Of course they are. People are sick of paying high taxes for their tobacco so they are turning to man in van. Of course this article suggests that all the tobacco that is not bought in legitimate British shops is counterfeit. None of it has been brought back from abroad, either legally or smuggled. That just doesn't happen. Oceania has...

Also, the fake tobacco funds organised criminals and terrorists.

And he said the ‘easy’ sales of fake tobacco taking place in the back streets of the town are funding organised crime.

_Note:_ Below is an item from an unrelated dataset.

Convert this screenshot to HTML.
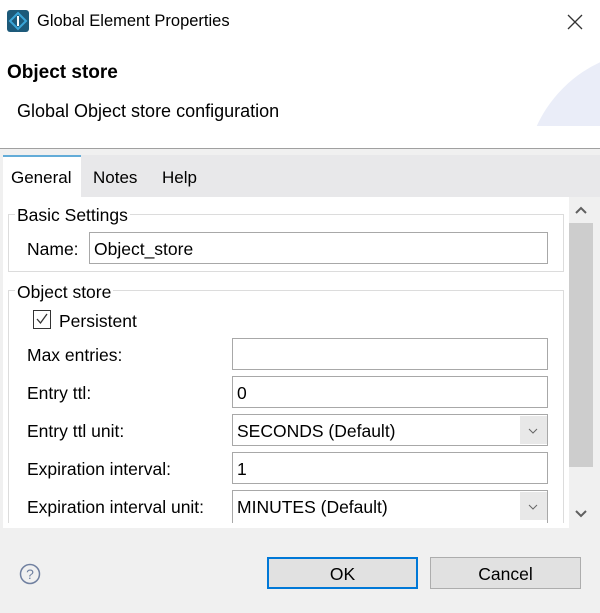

If you buy it you are no better than a terrorist. None of it is ever sold by someone who brought a few packs back from their holidays.
County Council figures suggest an estimated 50,000 people in Lancashire smoke illegal cigarettes.
So all this regulation is working out for you then?

Officers said duty is not paid on 99 per cent of shisha and that most of it doesn’t carry the correct health warnings.
Health warnings? I don't think the shisha smokers give a shit.

Mr O’Reilly said: “My investigations showed how easily available counterfeit tobacco is in alleyways, the backs of cars and streets in Blackburn. People need to be aware that the some people bringing this into the country also traffic hard drugs, firearms and deal in terrorism. The money goes to fund other organised criminal activity which ruins people’s lives.
Hard drugs, guns and terrorists. What a great way to scare people into conformity. Refuse to pay our silly taxes and you must be funding terrorism. I'm surprised they didn't mention pedos.
“The message to the community is that the money paid for cheap cigarettes is actually costing them in other ways.”
That may be the message but it's bollocks, and I don't think people are listening anymore. If you want this problem to go away then why not charge a reasonable amount of tax on tobacco.
Make it unnecessary to go abroad for your tobacco or purchase it from the guy down the pub, people will start to buy the proper stuff in shops again. Good for the economy, good for smokers, and if 50k people in East Lancs alone are smoking cheap bacci, probably good for the treasury as the tax take starts to go back up.

But we can't have that. Ash said so.